To me, it couldn't be clearer-at a time when the State wants to attract companies, grow its revenue base and have more job opportunities for its residents, we've got this glaring anchor attaching itself to new projects. It's essential that we welcome, not push away, new companies and the jobs they bring. In New Jersey, real estate is a heavily regulated business, and land use is especially closely governed on the local level. We must be vigilant in protecting the ability for land to be put into service, and developed or redeveloped into its highest and best use, if we want to compete for jobs against our neighboring states.
Q: What's the impact of NAIOP New Jersey's members on the state's economy?
A: This State runs on property taxes. The people in our industry create clean ratables; consistent real property tax generators without necessarily creating corresponding service costs. With new ratables, the State can balance its budget and establish a firm financial footing for the future.
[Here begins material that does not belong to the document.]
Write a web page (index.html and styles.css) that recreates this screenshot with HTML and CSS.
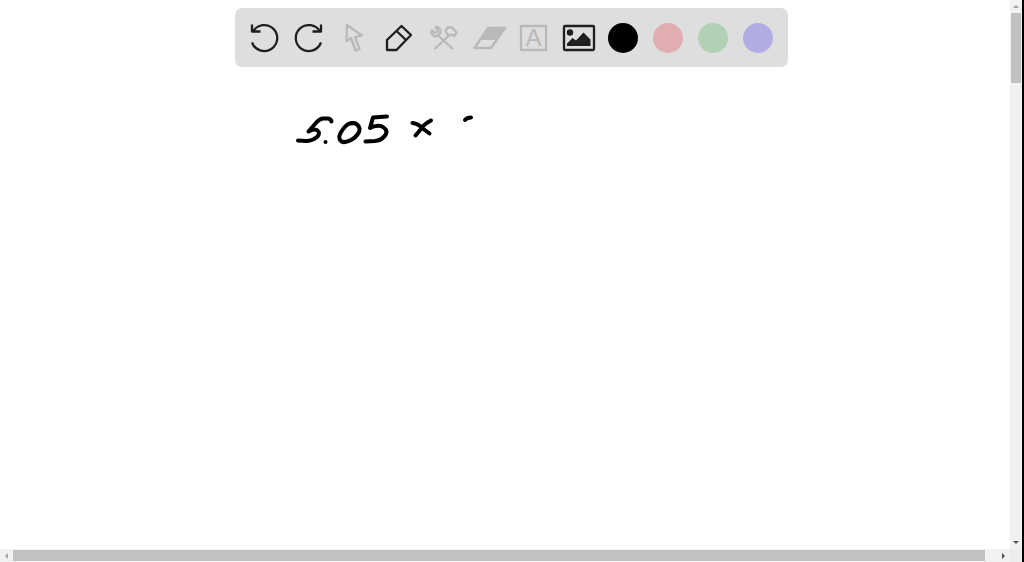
FILE: index.html
```
<!doctype html>
<html lang="en">
    <head>
        <meta charset="utf-8">
        <meta name="viewport" content="width=device-width, initial-scale=1">
        <title>Whiteboard</title>
        <link rel="stylesheet" href="styles.css">
    </head>
    <body>
        <div class="app">
            <main class="board">
                <svg class="ink" viewBox="290 110 190 40" role="img" aria-label="5.05 x">
                    <path d="M331.5 121.5Q331 119 328 118.5L323 118.5Q319 119 315 124L308.5 131.5Q313 128.5 317 130Q321 133 317 137Q312 141 306 141L298 140.5" />
                    <path d="M325.5 142V142" />
                    <path d="M352 123C346 123 337 135 340 140C343 145 355 140 359 132C361 126 356 122 351 123.5" />
                    <path d="M387 116.5L373 117.5L370 128Q375 125 381 126Q388 129 386 134Q383 140 375 141L365.5 141.5" />
                    <path d="M412.5 123Q419 124 422 128L429.5 133.5M431 120.5Q424 124 421 129L415.5 135.5" />
                    <path d="M465 120Q467 117.5 471 117.5" />
                </svg>
            </main>
            <div class="scrollbar vertical">
                <button class="arrow up" aria-label="Scroll up"></button>
                <div class="track"><div class="thumb"></div></div>
                <button class="arrow down" aria-label="Scroll down"></button>
            </div>
            <div class="scrollbar horizontal">
                <button class="arrow left" aria-label="Scroll left"></button>
                <div class="track"><div class="thumb"></div></div>
                <button class="arrow right" aria-label="Scroll right"></button>
            </div>
            <div class="corner"></div>
        </div>
        <div class="toolbar" role="toolbar" aria-label="Drawing tools">
            <button class="tool" aria-label="Undo">
                <svg viewBox="0 0 36 36"><path d="M6 22.5A13 13 0 1 0 7 11.5M6 4.500V11.5H14.5" /></svg>
            </button>
            <button class="tool" aria-label="Redo">
                <svg viewBox="0 0 36 36"><path d="M30 22.5A13 13 0 1 1 29 11.5M30 4.500V11.5H21.5" /></svg>
            </button>
            <button class="tool off" aria-label="Select">
                <svg viewBox="0 0 36 36"><path d="M11 5L10.5 21L15 18L19.5 30.5L23.5 29L19 17L26 15.5Z" /></svg>
            </button>
            <button class="tool" aria-label="Pen">
                <svg viewBox="0 0 36 36"><path d="M20.5 6L30 15L15.5 30H6V20ZM15.5 11L25 20" /></svg>
            </button>
            <button class="tool off" aria-label="Tools">
                <svg viewBox="0 0 36 36">
                    <path d="M9 7.5L11.5 9.5V12L9 13L6 10.5Q4.5 13 7 15.5Q9.5 17 12 15.5L27 29M12 15.5Q15.500 13 14 9Q12 6 9 7.500M8.5 29L24 14.5" />
                    <path d="M19.5 11L21.5 7.5H26L30.5 12.5L28 16L25.5 14.5L22.5 16Z" />
                </svg>
            </button>
            <button class="tool off" aria-label="Eraser">
                <svg viewBox="0 0 36 36">
                    <path d="M17 8H34L20 28H3.5Z" />
                    <path class="solid" d="M17 7H35.5L26 20H8Z" />
                </svg>
            </button>
            <button class="tool off" aria-label="Text">
                <svg viewBox="0 0 36 36">
                    <rect x="6" y="6" width="25" height="24" />
                    <text x="18.5" y="26">A</text>
                </svg>
            </button>
            <button class="tool" aria-label="Image">
                <svg viewBox="0 0 36 36">
                    <rect x="4" y="6" width="30" height="24" rx="1" />
                    <circle class="solid" cx="10" cy="12.5" r="3.2" />
                    <path class="solid" d="M7 26V23.5L12.5 18L16 20.5L23.5 12.5L30.5 19.5V26Z" />
                </svg>
            </button>
            <button class="tool" aria-label="Black"><span class="swatch black"></span></button>
            <button class="tool" aria-label="Red"><span class="swatch red"></span></button>
            <button class="tool" aria-label="Green"><span class="swatch green"></span></button>
            <button class="tool" aria-label="Blue"><span class="swatch blue"></span></button>
        </div>
    </body>
</html>
```
FILE: styles.css
```
* {
    box-sizing: border-box;
    margin: 0;
    padding: 0;
}

body {
    background: #fff;
    font-family: Roboto, "Liberation Sans", sans-serif;
}

button {
    border: 0;
    background: transparent;
    cursor: pointer;
}

.app {
    display: grid;
    grid-template-columns: minmax(0, 1fr) 12px;
    grid-template-rows: minmax(0, 1fr) 13px;
    height: 100vh;
    border-right: 2px solid #000;
}

.board {
    padding: 110px 0 0 290px;
    overflow: hidden;
}

.ink {
    display: block;
    width: 190px;
    height: 40px;
    fill: none;
    stroke: #000;
    stroke-width: 4;
    stroke-linecap: round;
    stroke-linejoin: round;
}

/* toolbar floats over the board */
.toolbar {
    position: absolute;
    top: 8px;
    left: 0;
    right: 2px;
    display: grid;
    grid-template-columns: repeat(12, minmax(0, 1fr));
    width: 553px;
    max-width: 100%;
    height: 59px;
    margin: 0 auto;
    padding: 0 7px;
    border-radius: 7px;
    background: #dedede;
}

.tool {
    display: flex;
    align-items: center;
    justify-content: center;
    color: #1d1f21;
}

.tool.off {
    color: #b9b9b9;
}

.tool svg {
    flex: none;
    width: 36px;
    height: 36px;
    fill: none;
    stroke: currentColor;
    stroke-width: 2.3;
    stroke-linejoin: round;
}

.tool .solid {
    fill: currentColor;
    stroke: none;
}

.tool text {
    fill: currentColor;
    stroke: none;
    font-size: 24px;
    text-anchor: middle;
}

.swatch {
    flex: none;
    width: 30px;
    height: 30px;
    border-radius: 50%;
}

.black {
    background: #000;
}

.red {
    background: #e0adb1;
}

.green {
    background: #b2d1b4;
}

.blue {
    background: #b1ade2;
}

.scrollbar {
    display: flex;
    background: #f1f1f1;
}

.vertical {
    flex-direction: column;
    padding: 0 1px;
}

.horizontal {
    padding: 1px 0;
}

.corner {
    background: #ececec;
}

.track {
    flex: 1;
}

.thumb {
    background: #c1c1c1;
}

.vertical .thumb {
    height: 70px;
}

.horizontal .track {
    padding-right: 12px;
}

.horizontal .thumb {
    height: 100%;
}

.arrow {
    display: flex;
    flex: none;
    align-items: center;
    justify-content: center;
    width: 13px;
    height: 11px;
}

.vertical .arrow {
    width: 10px;
    height: 13px;
}

.arrow::before {
    content: "";
    border: 3px solid transparent;
}

.up::before {
    border-top: 0;
    border-bottom-color: #a3a3a3;
}

.down::before {
    border-bottom: 0;
    border-top-color: #505050;
}

.left::before {
    border-left: 0;
    border-right-color: #a3a3a3;
}

.right::before {
    border-right: 0;
    border-left-color: #505050;
}
```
Without that, there is no future for New Jersey. Beyond that, the commercial real estate industry and all of its subfields provide opportunities for people with a multitude of degrees, experiences and areas of expertise to earn a living and make a career.
Last but not least, if we can build great buildings - contemporary buildings that meet the needs of discriminating companies - then we can attract those companies to the State. Commercial real estate, and thus NAIOP, are right at the nexus of jobs, finance, land use and ultimately the future direction of the State.
Q: You also mentioned education and programming-what are some of the organization's key achievements in that arena?
A. One is the ability to offer Continuing Education Units (CEUs) now required by the State or other licensing bodies for professional re-licensing. Another is the Developing Leaders program: A key responsibility for those of us in the industry is engaging young people who want to pursue careers in the real estate business and helping them advance. What makes it interesting and special is that it's not only an opportunity for younger people to interact and learn from those who have been in the industry for a long time, but also vice versa; it's an opportunity for people in different generations to come together and compare thoughts and ideas. Getting Developing Leaders (35 and under) together with those who have been successful in the different facets of the industry, and with different product types and in different geographies and with very diverse career paths; that's exciting and inspirational.
Q: What's the mood in the industry right now?
A: To be a real estate developer, one has to be generally optimistic-it's a forward-thinking business. On the other hand, we're on the front lines, constantly dealing with end-users for space, and if there are issues that prevent them from making commitments and investments-and there are-we're hearing them.
That said, people seem upbeat. Our members see that the economy is recovering, and with the recovery comes new opportunities. How quickly it's recovering and will continue to recover are open questions, of course, but it's clearly getting stronger. New Jersey remains a very select and rarified place to do business. It has one of the premier port systems in the world. It has an outstanding roadway network serving half the country's population in a one-day drive. It has an exceptionally well-educated workforce across a broad range of fields of study and avocations, and that has always allowed the State to attract a wide range of companies. Attracting new companies and persuading them to make commitments, financial and with personnel, in New Jersey is our business.
Q: Bottom line?
This is a precious time for New Jersey. We can move forward and become a business hub and leader as the economy recovers, and that's the path we're on. Or we can be sidetracked with litigation and legislation that scares off employers, costs us jobs and ultimately, our tax base. Trenton has been a great ally to business over the past few years, and if that continues, New Jersey has an opportunity to build on the things that have been put in place and become an outstanding place to do business. NAIOP New Jersey is at the forefront of that effort.